In de 15e en 16e eeuw ontstond in Europa het verlangen om de studie van de Bijbel en de kerkvaders te laten herleven. Door terug te keren naar de bron, de Bijbel, wilden mensen als Erasmus de christelijke religie hernieuwen en de ethische en spirituele kant ervan versterken. De bestudering van de bijbel kon volgens hen niet zonder een gelijktijdige studie van de ‘heidense’ teksten uit de klassieke Oudheid.
Terug naar de Bijbel
Desiderius Erasmus (1466 -1536) is wel de bekendste humanist ten noorden van de Alpen geworden. Hij was het middelpunt van een brede Europese beweging, die echter zeker niet homogeen was. Deze beweging wordt aangeduid met verschillende benamingen, zoals Erasmianisme, Duits humanisme, christelijk humanisme of Bijbels humanisme. Met name de laatste naam brengt tot uitdrukking wat Erasmus voorstond: een vernieuwing van de christelijke religie die aan en op de Bijbel gefundeerd was. Ook Rudolf Agricola (1443 – 1485), Dirk Volkertszoon Coornhert (1522 – 1590) en Thomas More (1487 – 1535), schrijver van de roman Utopia, kunnen genoemd worden als christelijk humanisten.

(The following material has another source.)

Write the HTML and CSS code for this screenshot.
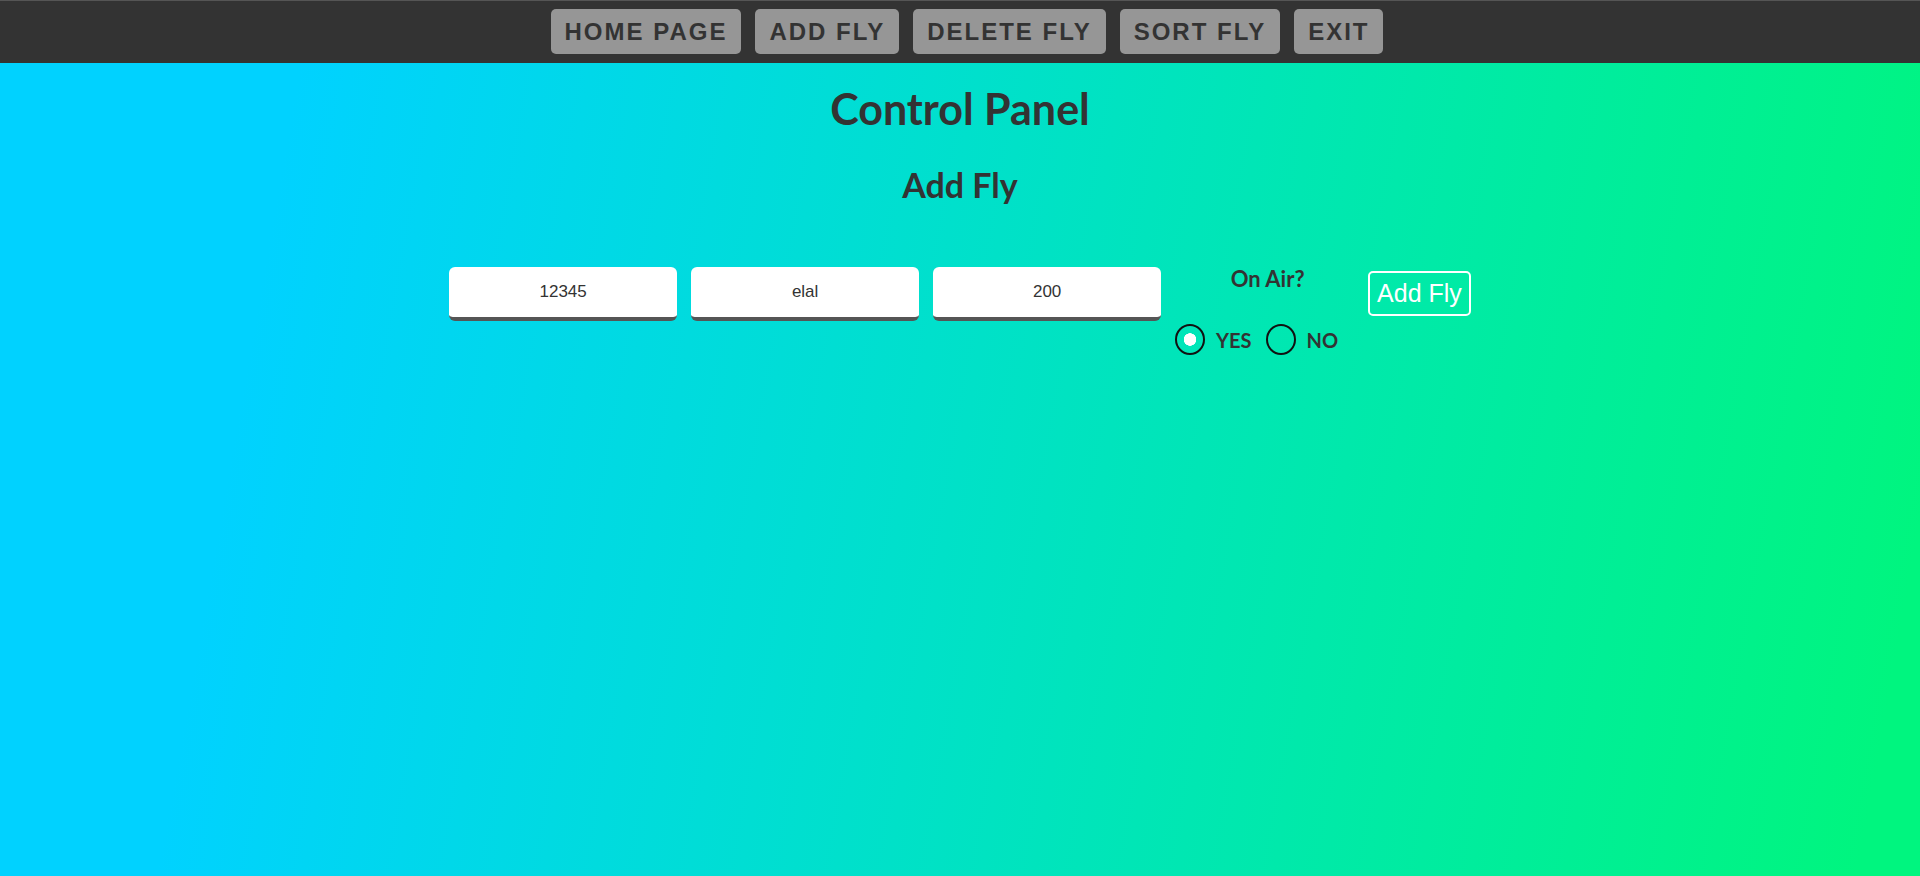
FILE: index.html
```html
<!DOCTYPE html>
<html lang="en">
<head>
<meta charset="utf-8">
<title>Control Panel - Add Fly</title>
<link rel="stylesheet" href="styles.css">
</head>
<body>
<nav class="topnav">
  <button class="nav-btn">HOME PAGE</button>
  <button class="nav-btn">ADD FLY</button>
  <button class="nav-btn">DELETE FLY</button>
  <button class="nav-btn">SORT FLY</button>
  <button class="nav-btn">EXIT</button>
</nav>
<main class="panel">
  <h1 class="panel-title">Control Panel</h1>
  <h2 class="panel-subtitle">Add Fly</h2>
  <form class="fly-form">
    <input class="fly-input" type="text" value="12345">
    <input class="fly-input" type="text" value="elal">
    <input class="fly-input" type="text" value="200">
    <div class="onair">
      <div class="onair-label">On Air?</div>
      <div class="onair-options">
        <label class="radio-opt"><input class="radio" type="radio" name="onair" checked><span>YES</span></label>
        <label class="radio-opt"><input class="radio" type="radio" name="onair"><span>NO</span></label>
      </div>
    </div>
    <button class="submit-btn" type="button">Add Fly</button>
  </form>
</main>
</body>
</html>
```
FILE: styles.css
```css
html {
  height: 100%;
}
body {
  margin: 0;
  min-height: 100vh;
  background: linear-gradient(100deg, #00d2ff 15%, #00f57f 97%);
  font-family: Lato, "Open Sans", sans-serif;
  color: #333;
}
.topnav {
  display: flex;
  justify-content: center;
  gap: 14px;
  background: #333;
  border-top: 1px solid #555;
  padding: 8px 0 9px 14px;
}
.nav-btn {
  height: 45px;
  padding: 0 14px;
  border: none;
  border-radius: 5px;
  background: #969696;
  color: #333;
  font-family: "Liberation Sans", Arial, sans-serif;
  font-weight: bold;
  font-size: 24px;
  letter-spacing: 2px;
  line-height: 45px;
}
.panel {
  display: flex;
  flex-direction: column;
  align-items: center;
}
.panel-title {
  margin: 20px 0 0;
  font-size: 43px;
  font-weight: 700;
  line-height: 51px;
}
.panel-subtitle {
  margin: 31px 0 0;
  font-size: 34px;
  font-weight: 700;
  line-height: 40px;
}
.fly-form {
  display: flex;
  align-items: flex-start;
  gap: 14px;
  margin-top: 62px;
}
.fly-input {
  box-sizing: border-box;
  width: 228px;
  height: 54px;
  border: none;
  border-bottom: 4px solid #555;
  border-radius: 6px;
  background: #fff;
  color: #333;
  font-family: "Liberation Sans", Arial, sans-serif;
  font-size: 17px;
  text-align: center;
  padding: 0;
  outline: none;
}
.onair {
  width: 179px;
  display: flex;
  flex-direction: column;
}
.onair-label {
  text-align: center;
  font-size: 22px;
  font-weight: 700;
  line-height: 24px;
  padding-left: 6px;
}
.onair-options {
  display: flex;
  align-items: center;
  margin-top: 33px;
}
.radio-opt {
  display: flex;
  align-items: center;
  gap: 11px;
  margin-right: 14px;
  font-size: 20px;
  font-weight: 700;
  line-height: 24px;
}
.radio {
  appearance: none;
  -webkit-appearance: none;
  box-sizing: border-box;
  width: 30px;
  height: 31px;
  margin: 0;
  border: 2px solid #111;
  border-radius: 50%;
  background: transparent;
}
.radio:checked {
  background: radial-gradient(circle, #fff 0 6px, transparent 6.5px);
}
.submit-btn {
  box-sizing: border-box;
  height: 45px;
  margin-top: 4px;
  padding: 0 7px;
  border: 2px solid #fff;
  border-radius: 5px;
  background: transparent;
  color: #fff;
  font-family: "Liberation Sans", Arial, sans-serif;
  font-size: 25px;
}
```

De beweging ad fontes, terug naar de bronnen, greep terug naar de Bijbel en het Christendom van de eerste eeuwen. Belangrijk werden vooral Erasmus’ Griekse vertaling van het Nieuwe Testament met aantekeningen (1516) en zijn imposante editie van talrijke Kerkvaders. Op veel terreinen liep hij vooruit op Maarten Luther (1483 – 1546). Zo hanteerde hij een tekstkritische benadering van de bijbel. Daarnaast had hij felle kritiek op de verdorde scholastieke theologie aan de universiteiten en op allerlei kerkelijke praktijken als de aflatenhandel, het ontspoorde monnikendom en de verwereldlijkte clerus. En hoewel hij als een humanist van formaat internationaal gewaardeerd werd, wekten zijn kritische geschriften ook veel weerstand op en bestempelde men hem even zo vaak als kerkvijandig en goddeloos.
Het is duidelijk dat voor Erasmus de nadruk lag op de ethische en spirituele kant van de christelijke religie die zich moest vernieuwen door opnieuw te putten uit de bronnen.
Afbeelding: Portret van Erasmus, Hans Holbein de Jonge (1523), National Gallery, Londen
Klassieke cultuur
Wat is het blijvend belang van het Bijbels humanisme? Men vond dat de studia humanitatis, de bestudering van de klassieke Griekse en Romeinse Oudheid, en de studia divinitatis, de bestudering van bijbel en Kerkvaders, ten nauwste met elkaar samen hingen. De Belgische historicus Leon Halkin heeft het zo samengevat:
‘Er is geen theologie mogelijk zonder Bijbelexegese (tekstverklaring – red.) en er is geen Bijbelexegese mogelijk zonder voorafgaande kennis van de profane literatuur van de Oudheid, van haar woordenschat en grammatica. Alleen met behulp van deze propedeuse slaagt de synthese van klassieke cultuur en christelijk denken die wij christelijk humanisme noemen.’
Reformatie
Zeker heeft het Bijbels humanisme ook de Reformatie met haar kernspreuk ‘De Schrift alleen’ ten diepste beïnvloed. Zo was bijvoorbeeld Luther veel aan Erasmus verschuldigd. Volgens de Duitse theoloog Bernd Moeller is er zonder humanisme geen Reformatie. De kerksplitsing en wederzijds verkettering tussen gereformeerden en rooms-katholieken waren Erasmus een doorn in zijn oog. Des te wranger is het dat 20 jaar na zijn dood al zijn werken op de Romeinse index van verboden boeken geplaatst werden. De Erasmiaanse geest van vrijheid, tolerantie, vrede en gerechtigheid, zou zich gedeeltelijk buiten de kerken doorzetten. Daarnaast zou men hem kunnen bestempelen als een voorloper van de Europese gedachte.